THE LOVE CRAVE – The Angel And The Rain
 
Label: RepoRecords
Release: October 20  2006
By: Daniel
Rating: 7.5/10
Time: 43:20
Style: Gothic Rock
URL: The Love Crave
 

I think everybody is used to get mellifluous, glossy polished gothic-rock with chart and hit potential from Finnish acts like HIM or Negative. Hailing from sunny Milan THE LOVECRAVE disabuse us. No androgynous hey-babes with an excessive use of hairspray and the color pink beg for young teens money but an optically not unattractive front-woman with a proper rock voice und her male mates in the background compete for the favor of the target groups in and beyond the gothic-scene.
Singer Francesca and guitar player Tank have written The Angel And The Rain in less than a month. Musically speaking, both of them are no unknowns to the scene – Francesca had been on a solo trip backed by a major label in Italy. Therefore in the short time a solid album was created, whereas the vocalist allowed free play to her creativity and developed a story with a manga-like cartoon character merging the songs to a concept-album.

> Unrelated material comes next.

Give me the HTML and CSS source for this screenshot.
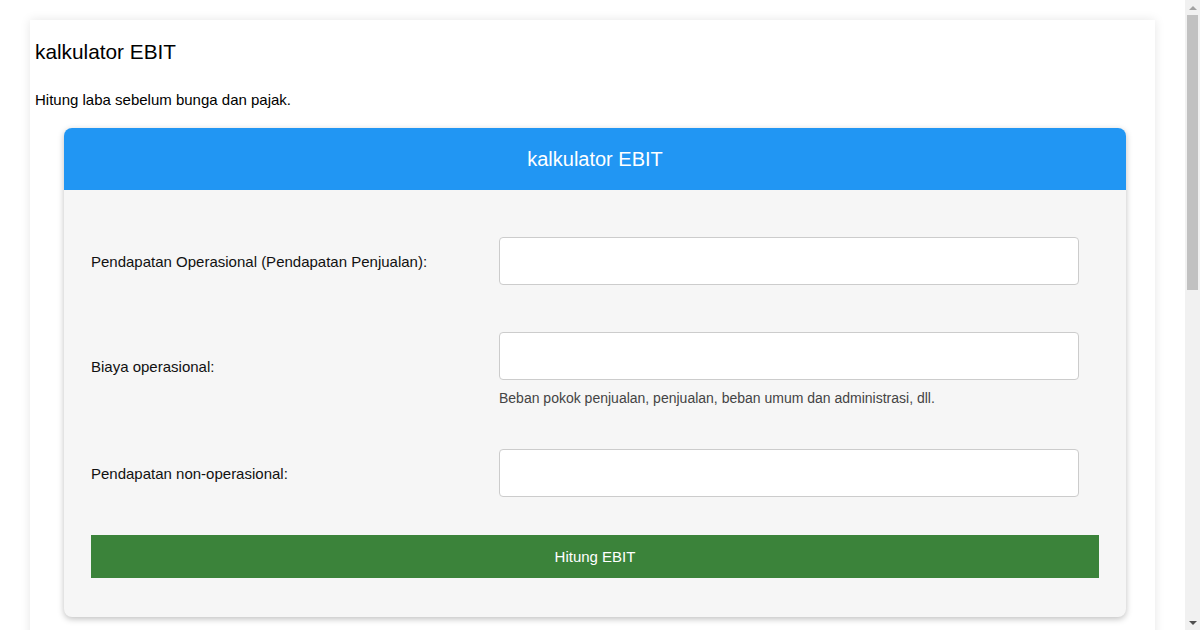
FILE: index.html
```html
<!DOCTYPE html>
<html lang="id">
<head>
<meta charset="utf-8">
<title>kalkulator EBIT</title>
<link rel="stylesheet" href="styles.css">
</head>
<body>
<div class="wrap">
  <h2 class="page-title">kalkulator EBIT</h2>
  <p class="page-desc">Hitung laba sebelum bunga dan pajak.</p>
  <div class="card">
    <div class="card-head">kalkulator EBIT</div>
    <form class="card-body">
      <div class="row row-1">
        <label class="lbl" for="rev">Pendapatan Operasional (Pendapatan Penjualan):</label>
        <div class="field"><input class="inp" id="rev" type="text"></div>
      </div>
      <div class="row row-2">
        <label class="lbl lbl-up" for="cost">Biaya operasional:</label>
        <div class="field">
          <input class="inp" id="cost" type="text">
          <div class="help">Beban pokok penjualan, penjualan, beban umum dan administrasi, dll.</div>
        </div>
      </div>
      <div class="row row-3">
        <label class="lbl" for="nonop">Pendapatan non-operasional:</label>
        <div class="field"><input class="inp" id="nonop" type="text"></div>
      </div>
      <button type="button" class="btn">Hitung EBIT</button>
    </form>
  </div>
</div>
<div class="sb" aria-hidden="true">
  <div class="sb-arrow sb-up"></div>
  <div class="sb-track"><div class="sb-thumb"></div></div>
  <div class="sb-arrow sb-down"></div>
</div>
</body>
</html>
```
FILE: styles.css
```css
html, body {
  margin: 0;
  padding: 0;
  background: #ffffff;
  font-family: "Liberation Sans", Arial, sans-serif;
  color: #111;
}

.wrap {
  box-sizing: border-box;
  width: 1125px;
  margin: 20px 30px;
  padding: 5px 5px 40px;
  background: #fff;
  box-shadow: 0 0 10px rgba(0, 0, 0, 0.1);
  min-height: 1330px;
}

.page-title {
  font-size: 20.8px;
  font-weight: normal;
  margin: 15px 0 0;
  line-height: 24px;
  color: #000;
}

.page-desc {
  font-size: 15px;
  margin: 27px 0 20px;
  line-height: 17px;
  color: #000;
}

.card {
  margin: 0 24px 0 29px;
  border-radius: 8px;
  overflow: hidden;
  background: #f6f6f6;
  box-shadow: 0 2px 6px rgba(0, 0, 0, 0.25);
}

.card-head {
  background: #2196f3;
  color: #fff;
  text-align: center;
  font-size: 20px;
  line-height: 23px;
  padding: 20px 0 19px;
}

.card-body {
  margin: 0;
  padding: 47px 27px 39px;
}

.row {
  display: grid;
  grid-template-columns: 408px 580px;
  align-items: center;
}

.row-1 { margin-bottom: 47px; }
.row-2 { margin-bottom: 43px; }
.row-3 { margin-bottom: 38px; }

.lbl {
  font-size: 15px;
  line-height: 17px;
  color: #111;
}

.lbl-up {
  padding-bottom: 6px;
}

.inp {
  display: block;
  box-sizing: border-box;
  width: 580px;
  height: 48px;
  margin: 0;
  border: 1px solid #ccc;
  border-radius: 4px;
  background: #fff;
  font-family: inherit;
  font-size: 15px;
  padding: 0 10px;
}

.help {
  margin-top: 10px;
  font-size: 14px;
  line-height: 16px;
  color: #444;
}

.btn {
  display: block;
  width: 100%;
  height: 43px;
  border: none;
  border-radius: 0;
  background: #3b833a;
  color: #fff;
  font-family: inherit;
  font-size: 15px;
  line-height: 17px;
  padding: 0;
  cursor: pointer;
}

/* imitation of the window's classic scrollbar */
.sb {
  position: fixed;
  top: 0;
  right: 0;
  width: 15px;
  height: 100vh;
  background: #f1f1f1;
  display: flex;
  flex-direction: column;
}

.sb-arrow {
  height: 15px;
  flex: none;
  display: flex;
  align-items: center;
  justify-content: center;
}

.sb-up::before,
.sb-down::before {
  content: "";
  width: 0;
  height: 0;
  border-left: 4px solid transparent;
  border-right: 4px solid transparent;
}

.sb-up::before {
  border-bottom: 4px solid #a3a3a3;
}

.sb-down::before {
  border-top: 4px solid #505050;
}

.sb-track {
  flex: 1;
  padding: 0 2px;
}

.sb-thumb {
  height: 275px;
  background: #c1c1c1;
}
```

Apart from the voice I miss outstanding, innovative moments on The Angel And The Rain marking THE LOVECRAVE off the Scandinavian competitors. As musical influences the info sheet mentions bands like Iron Maiden or even The Chemical Brothers. The bottom line is that we deal with an old-fashioned mixture of classical rock-elements and nu-rock-like passages, which are enhanced with some electronics, but hardly astonish the listener, and which are smoothly polished. Nevertheless, besides a lot of bland stuff and pathetic moments (“thank you god, thank you for the darkness.”) one will find some real highlights, for what the reviewer reaches for the sack filled with points. Opening track Vampires (The Light That We Are) is a powerful rock-song, allures with a catchy refrain and almost strikingly kitschy but dramatic synth-elements. Can You Hear Me? is the highlight of the album and cut from the same cloth: lulling piano-intro as same as –outro cover an intoxicating song that has potential to hit the charts and wherein the singer gives her very best. There the Italians have done all very well, but some guitar riffs I suppose to have heard at a song from Moonspell. Near the end of the album the cover-version of Duran Duran’s The Chauffer marks a time travel to the beginning of the 80s. THE LOVECRAVE jazz up the more sedate original song and put it into a dancefloor-hitting guitar-inferno. Bravo!
These three songs save the Finnish Italians with the female singer and her powerful infatuating voice for the average mediocrity and let me enunciate a buy recommendation for fans of HIM or Negative.